Oleh: Mas Ruscitadewi *)
Ibu
Untuk menjaga tanah
Kau pilih menjadi rumput
Yang tak menyebarkan harum pada kumbang
Dan tak menyisakan daun pada musim……
Perjalanan pendewasaan seorang perempuan adalah menjadi “ibu”. Seperti halnya ibu pertiwi yang menyangga bumi dan seisinya, ibu juga menjadi penyangga keluarga dan segenap penghuninya.
Seorang perempuan yang menjadi ” Ibu” selalu akan terpanggil keibuannya untuk mengasuh, menyuapi, memelihara, melindungi, anak-anaknya, bahkan mengantarkan anak-anaknya ke gerbang kehidupan.
Ibu mungkin terdengar cerewet, melarang ini dan itu, membatasi ini dan itu.

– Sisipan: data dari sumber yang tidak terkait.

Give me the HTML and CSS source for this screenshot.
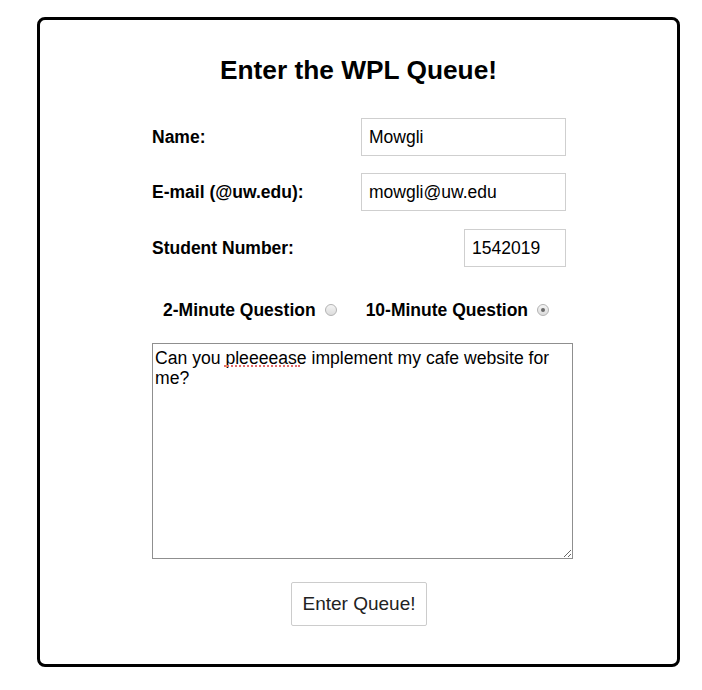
FILE: index.html
```html
<!DOCTYPE html>
<html>
<head>
<meta charset="utf-8">
<link rel="stylesheet" href="styles.css">
</head>
<body>
<div class="card">
  <h1 class="title">Enter the WPL Queue!</h1>
  <form class="form">
    <div class="row">
      <label class="label" for="name">Name:</label>
      <input class="field" id="name" type="text" value="Mowgli">
    </div>
    <div class="row">
      <label class="label" for="email">E-mail (@uw.edu):</label>
      <input class="field" id="email" type="text" value="mowgli@uw.edu">
    </div>
    <div class="row">
      <label class="label" for="num">Student Number:</label>
      <input class="field field-short" id="num" type="text" value="1542019">
    </div>
    <div class="radios">
      <label class="radio-label">2-Minute Question <input class="radio" type="radio" name="q"></label>
      <label class="radio-label">10-Minute Question <input class="radio" type="radio" name="q" checked></label>
    </div>
    <div class="question-wrap">
      <textarea class="question" spellcheck="false">Can you pleeeease implement my cafe website for me?</textarea>
      <span class="misspell"></span>
    </div>
    <div class="actions">
      <button class="submit" type="button">Enter Queue!</button>
    </div>
  </form>
</div>
</body>
</html>
```

FILE: styles.css
```css
html, body {
  margin: 0;
  padding: 0;
  background: #fff;
}
body {
  font-family: "Liberation Sans", Arial, Helvetica, sans-serif;
  font-size: 17.5px;
  color: #000;
}
.card {
  margin: 17px 22px 0 37px;
  border: 3px solid #000;
  border-radius: 8px;
  padding: 35px 0 38px 0;
  box-sizing: border-box;
  height: 650px;
}
.title {
  margin: 0;
  font-size: 26.3px;
  line-height: 30px;
  font-weight: bold;
  text-align: center;
}
.form {
  margin: 33px 0 0 112px;
  width: 414px;
  display: flex;
  flex-direction: column;
}
.row {
  display: flex;
  justify-content: space-between;
  align-items: center;
  height: 38px;
  margin-bottom: 17px;
}
.row:nth-child(2) {
  margin-bottom: 18px;
}
.label {
  font-weight: bold;
}
.field {
  box-sizing: border-box;
  width: 205px;
  height: 38px;
  border: 1px solid #cfcfcf;
  border-radius: 0;
  padding: 0 7px;
  font-family: "Liberation Sans", Arial, Helvetica, sans-serif;
  font-size: 17.5px;
  color: #000;
  outline: none;
}
.field-short {
  width: 102px;
}
.radios {
  display: flex;
  align-items: center;
  height: 20px;
  margin-top: 16px;
  padding-left: 11px;
  gap: 29px;
}
.radio-label {
  font-weight: bold;
  display: flex;
  align-items: center;
  gap: 9px;
  line-height: 20px;
}
.radio {
  appearance: none;
  -webkit-appearance: none;
  margin: 0;
  width: 12px;
  height: 12px;
  border-radius: 50%;
  border: 1px solid #b3b3b3;
  background: linear-gradient(#f4f4f4, #dcdcdc);
  box-sizing: border-box;
  position: relative;
}
.radio:checked::after {
  content: "";
  position: absolute;
  left: 3px;
  top: 3px;
  width: 4px;
  height: 4px;
  border-radius: 50%;
  background: #6a6a6a;
}
.question-wrap {
  position: relative;
  margin-top: 23px;
  width: 421px;
  height: 216px;
}
.question {
  display: block;
  box-sizing: border-box;
  margin: 0;
  width: 421px;
  height: 216px;
  border: 1px solid #8f8f8f;
  border-radius: 0;
  padding: 4px 2px;
  font-family: "Liberation Sans", Arial, Helvetica, sans-serif;
  font-size: 17.6px;
  line-height: 20px;
  color: #000;
  resize: both;
  outline: none;
}
.misspell {
  position: absolute;
  left: 72px;
  top: 22px;
  width: 76px;
  height: 0;
  border-bottom: 2px dotted #e36a6a;
  pointer-events: none;
}
.actions {
  margin-top: 23px;
  display: flex;
  justify-content: center;
}
.submit {
  box-sizing: border-box;
  height: 44px;
  padding: 0 10px;
  background: #fff;
  border: 1px solid #cccccc;
  border-radius: 2px;
  font-family: "Liberation Sans", Arial, Helvetica, sans-serif;
  font-size: 19px;
  color: #222;
}
```
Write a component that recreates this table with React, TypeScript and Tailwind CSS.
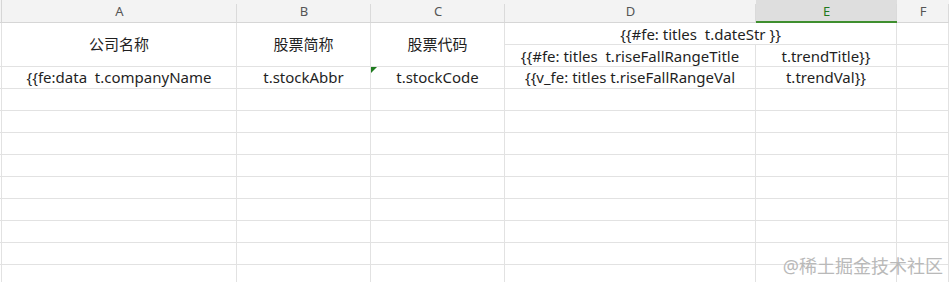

Tapi makna bahasa kata-kata ibu, jauh lebih dalam dari sekedar kata-kata biasa. Kata-kata ibu menyimpan kasih sayang yang dibisukan.
Dalam kata larangan-larangan, cerewetnya, ibu menyimpan rapat pengetahuannya sebagai guru. Guru yang memberikan pelajaran dengan laku. Yang menyimpan sedu agar anak-anak tak tahu.
Demi anak, demi, suami, demi keluarga ibu memilih menjadi rumput hijau yang meneduhkan dibandingkan menjadi bunga mawar harum yang mengundang decak kagum. Ibu seperti rumput yang terinjak tapi bertahan dan bertumbuh tanpa menunggu musim.
Ibu telah menjadi guru yang bisu bagi anak-anak yang berlidah kelu. Tempat mengadu, dan merindu.*)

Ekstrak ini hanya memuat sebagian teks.